The list of notable alumni of the school include foremost Nigerian politicians and nationalists such as Dr. Nnamdi Azikiwe (Nigeria’s pioneer president), Prof. Eyo Ita (elected leader of then Eastern Nigeria Government in 1951), Dr. Akanu Ibiam (Governor of Eastern Nigeria 1960-1966), Dennis Osadebey (pioneer Premier of the Mid-Western Region), and Dr. Kingsley Ozumba Mbadiwe (First Republic minister).

 

Other prominent alumni include former Chief of Naval Staff and Chief of Staff Supreme Headquarters, Vice Admiral Edet Akinwale Wey; pioneer vice chancellor of the University of Lagos, Prof.

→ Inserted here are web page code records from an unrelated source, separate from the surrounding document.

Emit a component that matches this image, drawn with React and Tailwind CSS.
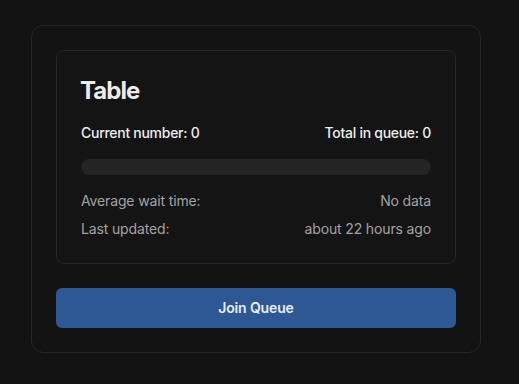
export default function App() {
  return (
    <div className="min-h-[384px] w-full bg-[#131313] pt-[25px] pl-[31px] font-['Inter',sans-serif]">
      <div className="w-[450px] rounded-xl border border-[#262626] bg-[#131313] p-6">
        <div className="rounded-lg border border-[#262626] bg-[#141414] p-6">
          <h2 className="-ml-[1px] text-2xl leading-8 font-bold text-[#ececec] tracking-[-0.04em]">Table</h2>
          <div className="mt-4 flex items-center justify-between text-sm leading-5 font-medium tracking-[-0.02em] text-[#ededed]">
            <span>Current number: 0</span>
            <span>Total in queue: 0</span>
          </div>
          <div className="mt-4 h-4 w-full rounded-full bg-[#242424]"></div>
          <div className="mt-4 flex flex-col gap-2 text-sm leading-5 tracking-[-0.01em] text-[#a3a3a3]">
            <div className="flex justify-between">
              <span>Average wait time:</span>
              <span>No data</span>
            </div>
            <div className="flex justify-between">
              <span>Last updated:</span>
              <span>about 22 hours ago</span>
            </div>
          </div>
        </div>
        <button className="mt-6 flex h-10 w-full items-center justify-center rounded-md bg-[#2d5894] text-sm font-semibold tracking-[-0.01em] text-[#e8ecf2]">
          Join Queue
        </button>
      </div>
    </div>
  );
}
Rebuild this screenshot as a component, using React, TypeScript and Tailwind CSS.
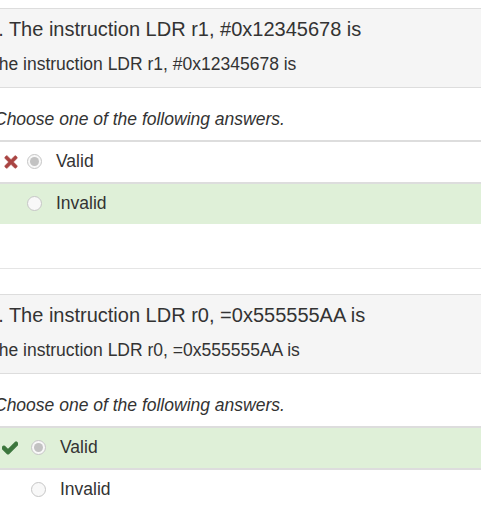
import { FaCheck, FaTimes } from 'react-icons/fa';

type Answer = {
  label: string;
  checked: boolean;
  correct: boolean;
  mark?: 'right' | 'wrong';
};

interface QuestionProps {
  number: number;
  text: string;
  slot: string;
  answers: Answer[];
}

function Radio({ checked }: { checked: boolean }) {
  return (
    <span className="flex h-[15px] w-[15px] shrink-0 items-center justify-center rounded-full border border-[#c6c6c6] bg-[#f8f8f8]">
      {checked && <span className="h-[9px] w-[9px] rounded-full bg-[#c2c2c2]" />}
    </span>
  );
}

function Question({ number, text, slot, answers }: QuestionProps) {
  return (
    <section>
      <div className="border-y border-[#ddd] bg-[#f5f5f5] pt-[9px] pb-[10px]">
        <h4 className="text-[20px] leading-[22px]">
          {number}. {text}
        </h4>
        <p className="mt-3 pl-[1px] text-[17.5px] leading-[25px]">{text}</p>
      </div>
      <p className="pt-[19px] pb-[8px] pl-[7px] text-[17.5px] leading-[25px] italic">
        Choose one of the following answers.
      </p>
      <div>
        {answers.map((a) => (
          <div
            key={a.label}
            className={`flex h-[42px] items-center border-t-2 border-[#ddd] pl-[15px] pb-[1px] text-[17.5px] ${
              a.correct ? 'bg-[#dff0d8]' : 'bg-white'
            }`}
          >
            <span className={`flex shrink-0 items-center ${slot}`}>
              {a.mark === 'wrong' && (
                <FaTimes className="text-[#a94442]" size={18} stroke="currentColor" strokeWidth={20} />
              )}
              {a.mark === 'right' && (
                <FaCheck className="text-[#3c763d]" size={16} stroke="currentColor" strokeWidth={40} />
              )}
            </span>
            <Radio checked={a.checked} />
            <span className="ml-[14px]">{a.label}</span>
          </div>
        ))}
      </div>
    </section>
  );
}

export default function App() {
  return (
    <div className="min-h-screen overflow-hidden bg-white pt-2 font-['Liberation_Sans',Arial,sans-serif] text-[#333]">
      <div className="ml-[-13px]">
        <Question
          number={1}
          text="The instruction LDR r1, #0x12345678 is"
          slot="w-[25px]"
          answers={[
            { label: 'Valid', checked: true, correct: false, mark: 'wrong' },
            { label: 'Invalid', checked: false, correct: true },
          ]}
        />
        <div className="mt-[44px] mb-[25px] border-t border-[#e5e5e5]" />
        <Question
          number={2}
          text="The instruction LDR r0, =0x555555AA is"
          slot="w-[29px]"
          answers={[
            { label: 'Valid', checked: true, correct: true, mark: 'right' },
            { label: 'Invalid', checked: false, correct: false },
          ]}
        />
      </div>
    </div>
  );
}
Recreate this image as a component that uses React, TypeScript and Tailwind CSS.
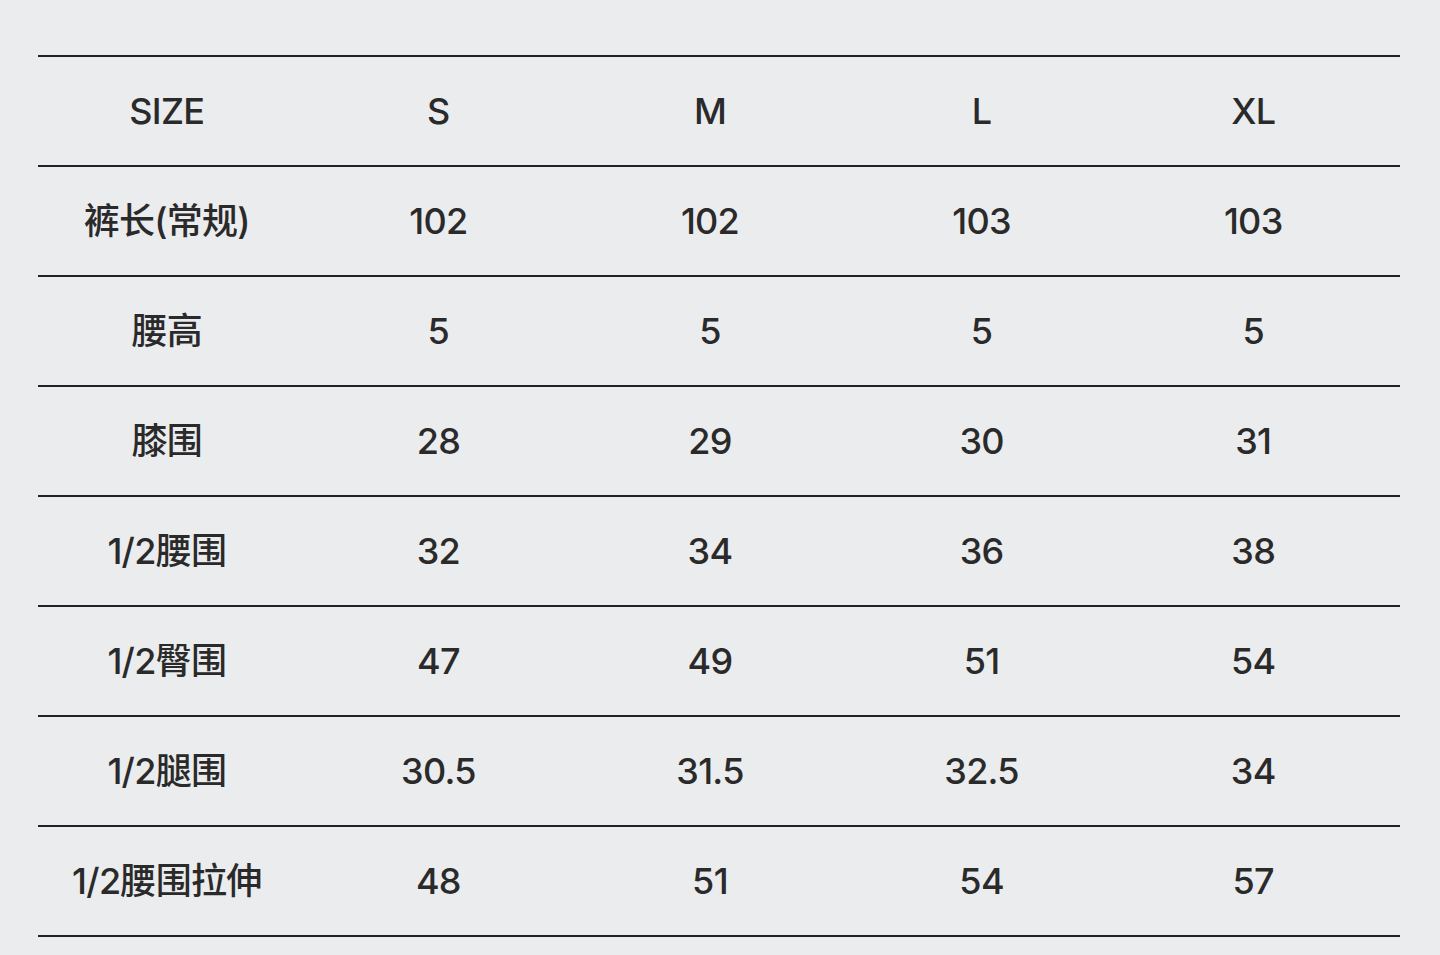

Eni Njoku; and former commissioner for education and later secretary to Lagos State government, Adeniran Ogunsanya. Beyond Nigeria, the school also lays claims to Cameroonian Nzo Ekangaki, former secretary general of the Organisation of African Unity (OAU), now known as the African Union (AU).

 

The school prides itself as having two of its old students on Nigeria’s currency (Azikiwe and Alvan Ikoku) just as two of the country’s international airports (Nnamdi Azikiwe in Abuja and Akanu Ibiam in Enugu) are named after its old students.

 

However, like many good things around here, the rot had since set in so terribly that few of the old students who brag about the school would be bold to send their children there now. The good thing, though, is that with the return of ownership of the school to the church and a new partnership between the church and the old students’ association, a brighter future is being designed for the school.

 

As part of the 120th anniversary celebration, some resuscitated projects are being inaugurated and plan of action unveiled for a ‘new’ Hope Waddell which we hope would help fulfil the school’s motto of In Spe Gloriaei Dei (in the hope of the glory of God).

 

We can only hope that that hope would be met just as the church synod’s hope was realised when in naming the school after Rev. Waddell, the members said: “No worthier wreath could the synod lay upon his honoured grave than it has done by associating his name with what we trust will be for many years to come a fountain of ever-growing blessing to Western Africa.”

 

And it came to pass.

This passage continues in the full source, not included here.